** Start Extracted material **

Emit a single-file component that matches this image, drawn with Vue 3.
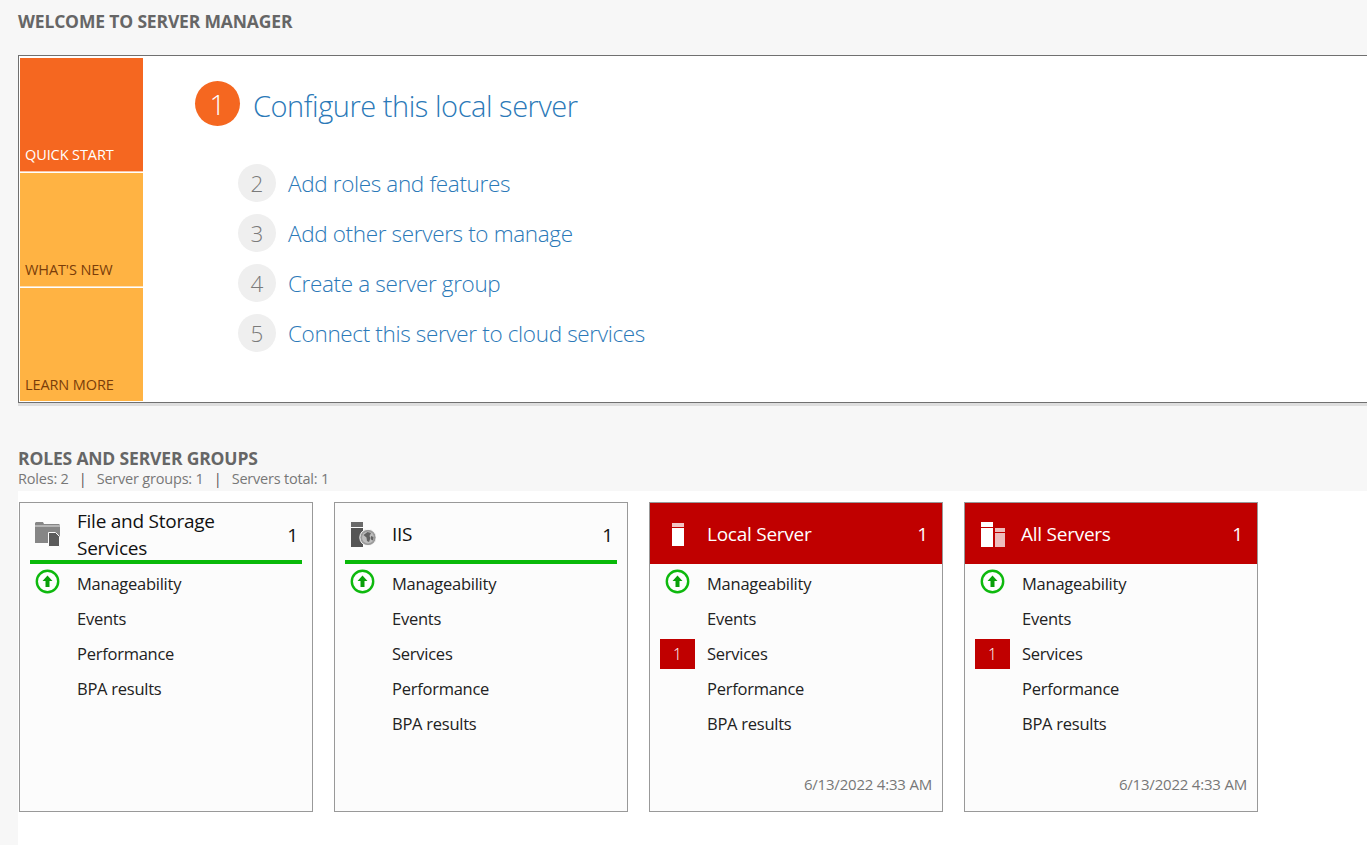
<script setup>
const steps = [
  { n: 2, label: 'Add roles and features' },
  { n: 3, label: 'Add other servers to manage' },
  { n: 4, label: 'Create a server group' },
  { n: 5, label: 'Connect this server to cloud services' }
]
const tiles = [
  { label: 'QUICK START', active: true },
  { label: "WHAT'S NEW", active: false },
  { label: 'LEARN MORE', active: false }
]
const cards = [
  { title: 'File and Storage Services', icon: 'files', alert: false, count: 1, rows: [
    { label: 'Manageability', ok: true }, { label: 'Events' }, { label: 'Performance' }, { label: 'BPA results' } ] },
  { title: 'IIS', icon: 'iis', alert: false, count: 1, rows: [
    { label: 'Manageability', ok: true }, { label: 'Events' }, { label: 'Services' }, { label: 'Performance' }, { label: 'BPA results' } ] },
  { title: 'Local Server', icon: 'local', alert: true, count: 1, time: '6/13/2022 4:33 AM', rows: [
    { label: 'Manageability', ok: true }, { label: 'Events' }, { label: 'Services', badge: 1 }, { label: 'Performance' }, { label: 'BPA results' } ] },
  { title: 'All Servers', icon: 'all', alert: true, count: 1, time: '6/13/2022 4:33 AM', rows: [
    { label: 'Manageability', ok: true }, { label: 'Events' }, { label: 'Services', badge: 1 }, { label: 'Performance' }, { label: 'BPA results' } ] }
]
</script>

<template>
  <div class="page">
    <h2 class="welcome">WELCOME TO SERVER MANAGER</h2>

    <section class="panel">
      <div class="tiles">
        <div v-for="t in tiles" :key="t.label" class="tile" :class="{ active: t.active }">{{ t.label }}</div>
      </div>
      <div class="steps">
        <div class="step-main">
          <span class="circle-main">1</span>
          <span class="main-link">Configure this local server</span>
        </div>
        <div class="step-list">
          <div v-for="s in steps" :key="s.n" class="step">
            <span class="circle">{{ s.n }}</span>
            <span class="link">{{ s.label }}</span>
          </div>
        </div>
      </div>
    </section>

    <h2 class="roles">ROLES AND SERVER GROUPS</h2>
    <div class="summary">
      <span>Roles: 2</span><span class="sep">|</span><span>Server groups: 1</span><span class="sep">|</span><span>Servers total: 1</span>
    </div>

    <section class="cards">
      <article v-for="c in cards" :key="c.title" class="card">
        <header class="card-head" :class="{ alert: c.alert }">
          <span class="icon-box" :class="'icon-' + c.icon">
            <svg v-if="c.icon === 'files'" width="25" height="25" viewBox="0 0 25 25">
              <path d="M0 1 1 0h7l1 2h15l1 1v18H0z" fill="#868686" />
              <path d="M0 4h25" stroke="#e4e4e4" stroke-width="1" />
              <path d="M13.5 10.5h7l4 4v10h-11z" fill="#5b5b5b" stroke="#fcfcfc" stroke-width="1" />
            </svg>
            <svg v-else-if="c.icon === 'iis'" width="25" height="25" viewBox="0 0 25 25">
              <rect x="0" y="0" width="12" height="5" fill="#6a6a6a" />
              <rect x="0" y="6" width="12" height="19" fill="#555" />
              <circle cx="17" cy="15.5" r="8.2" fill="#9a9a9a" stroke="#fcfcfc" stroke-width="1" />
              <circle cx="17" cy="15.5" r="6" fill="#bdbdbd" />
              <path d="M12.5 13l4-3 3.5 1-1.5 3 1 2-1.5 4-2-1-.5-3.5zM20 14l2.5 1-.5 3.5-2-1z" fill="#626262" />
            </svg>
            <svg v-else-if="c.icon === 'local'" width="12" height="23" viewBox="0 0 12 23">
              <rect x="0" y="0" width="12" height="4" fill="#f2c5c5" />
              <rect x="0" y="5" width="12" height="18" fill="#fff" />
            </svg>
            <svg v-else width="24" height="25" viewBox="0 0 24 25">
              <rect x="0" y="0" width="12" height="5" fill="#fff" />
              <rect x="0" y="6" width="12" height="19" fill="#fff" />
              <rect x="14" y="6" width="10" height="4" fill="#eebcbc" />
              <rect x="14" y="11" width="10" height="14" fill="#eebcbc" />
            </svg>
          </span>
          <span class="card-title">{{ c.title }}</span>
          <span class="card-count">{{ c.count }}</span>
        </header>
        <ul class="rows">
          <li v-for="r in c.rows" :key="r.label" class="row">
            <span class="row-mark">
              <svg v-if="r.ok" width="25" height="25" viewBox="0 0 25 25">
                <circle cx="12.5" cy="12.5" r="10.7" fill="#fff" stroke="#0eb90e" stroke-width="2.4" />
                <path d="M12.5 6.5l5 5.5h-3v6h-4v-6h-3z" fill="#0aa00a" />
              </svg>
              <span v-else-if="r.badge" class="badge">{{ r.badge }}</span>
            </span>
            <span class="row-label">{{ r.label }}</span>
          </li>
        </ul>
        <footer v-if="c.time" class="card-time">{{ c.time }}</footer>
      </article>
    </section>
  </div>
</template>

<style>
html, body { margin: 0; background: #f7f7f7; overflow: hidden; }
</style>

<style scoped>
.page {
  height: 845px;
  padding-left: 18px;
  box-sizing: border-box;
  display: flex;
  flex-direction: column;
  font-family: "Open Sans", "Noto Sans", sans-serif;
  overflow: hidden;
}
.welcome, .roles {
  margin: 0;
  font-size: 17.5px;
  font-weight: 700;
  color: #666;
  letter-spacing: -0.16px;
  line-height: 22px;
  flex: none;
}
.welcome { padding-top: 10px; height: 55px; box-sizing: border-box; }
.panel {
  height: 348px;
  flex: none;
  box-sizing: border-box;
  border: 1px solid #707070;
  border-right: 0;
  background: #fff;
  display: flex;
  padding: 2px 0 1px 1px;
  box-shadow: 0 3px 0 #dedede;
}
.tiles { width: 123px; display: flex; flex-direction: column; gap: 1px; }
.tile {
  flex: 1;
  background: #ffb343;
  color: #7a3d0a;
  font-size: 14.5px;
  letter-spacing: -0.1px;
  line-height: 18px;
  display: flex;
  align-items: flex-end;
  padding: 0 0 7px 5px;
  border-bottom: 1px solid #fde0b5;
}
.tile.active { background: #f56720; color: #fff; border-bottom-color: #fbc7a6; }
.tile:last-child { border-bottom: 0; }
.steps { padding: 24px 0 0 52px; }
.step-main { display: flex; align-items: center; gap: 13px; height: 46px; }
.circle-main {
  width: 45px; height: 45px; border-radius: 50%;
  background: #f56720; color: #fff;
  font-size: 28px; font-weight: 300;
  display: flex; align-items: center; justify-content: center;
  margin-top: -3px;
}
.main-link { font-size: 29px; font-weight: 300; color: #2b79b8; letter-spacing: -0.45px; white-space: nowrap; }
.step-list { padding: 36px 0 0 43px; display: flex; flex-direction: column; gap: 12px; }
.step { display: flex; align-items: center; gap: 12px; height: 38px; }
.circle {
  width: 38px; height: 38px; border-radius: 50%;
  background: #efefef; color: #7a7a7a;
  font-size: 22.5px; font-weight: 300;
  display: flex; align-items: center; justify-content: center;
}
.link { font-size: 22.5px; font-weight: 300; color: #2b79b8; letter-spacing: -0.35px; white-space: nowrap; }
.roles { padding-top: 44px; height: 66px; box-sizing: border-box; }
.summary {
  font-size: 14.5px; color: #777; line-height: 20px; height: 22px; flex: none;
  letter-spacing: -0.2px; display: flex;
}
.sep { width: 28px; text-align: center; color: #555; }
.cards {
  flex: 1;
  background: #fff;
  padding: 11px 0 0 1px;
  display: flex;
  gap: 21px;
  align-items: flex-start;
}
.card {
  width: 294px; height: 310px; flex: none;
  box-sizing: border-box;
  border: 1px solid #999;
  background: #fcfcfc;
  position: relative;
}
.card-head {
  height: 61px; box-sizing: border-box;
  margin: 0 10px; padding: 6px 0 0 0;
  border-bottom: 4px solid #09b909;
  display: flex; align-items: center;
  color: #111;
}
.card-head.alert {
  margin: 0; padding: 1px 10px 0;
  background: #c00000; color: #fff; border-bottom: 0;
}
.icon-box { width: 47px; flex: none; box-sizing: border-box; display: flex; padding-left: 5px; }
.icon-iis { padding-left: 6px; }
.icon-local { padding-left: 12px; }
.icon-all { padding-left: 6px; width: 46px; }
.card-title { flex: 1; font-size: 19px; line-height: 27px; letter-spacing: -0.25px; padding-right: 30px; }
.card-count { font-size: 19px; margin-right: 4px; }
.rows { list-style: none; margin: 0; padding: 2px 0 0 10px; }
.row { height: 35px; display: flex; align-items: center; }
.row-mark { width: 47px; flex: none; display: flex; justify-content: flex-start; }
.row-mark svg { margin: -4px 0 0 5px; display: block; }
.row-label { font-size: 16.5px; color: #222; letter-spacing: -0.25px; }
.badge {
  width: 35px; height: 30px; background: #c00000; color: #fff;
  font-size: 15.5px; display: flex; align-items: center; justify-content: center;
  font-weight: 300;
}
.card-time {
  position: absolute; right: 10px; bottom: 17px;
  font-size: 15px; color: #777; letter-spacing: -0.2px;
}
</style>
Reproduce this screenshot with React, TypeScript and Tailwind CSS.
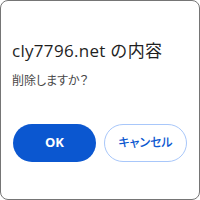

** End Extracted material **

▶ _Goal_
Pull out all lines from the listing that contain the string "with".

▶ _Written answer_
Emit a single-file component that matches this image, drawn with Vue 3.
Reproduce this screenshot with React, TypeScript and Tailwind CSS.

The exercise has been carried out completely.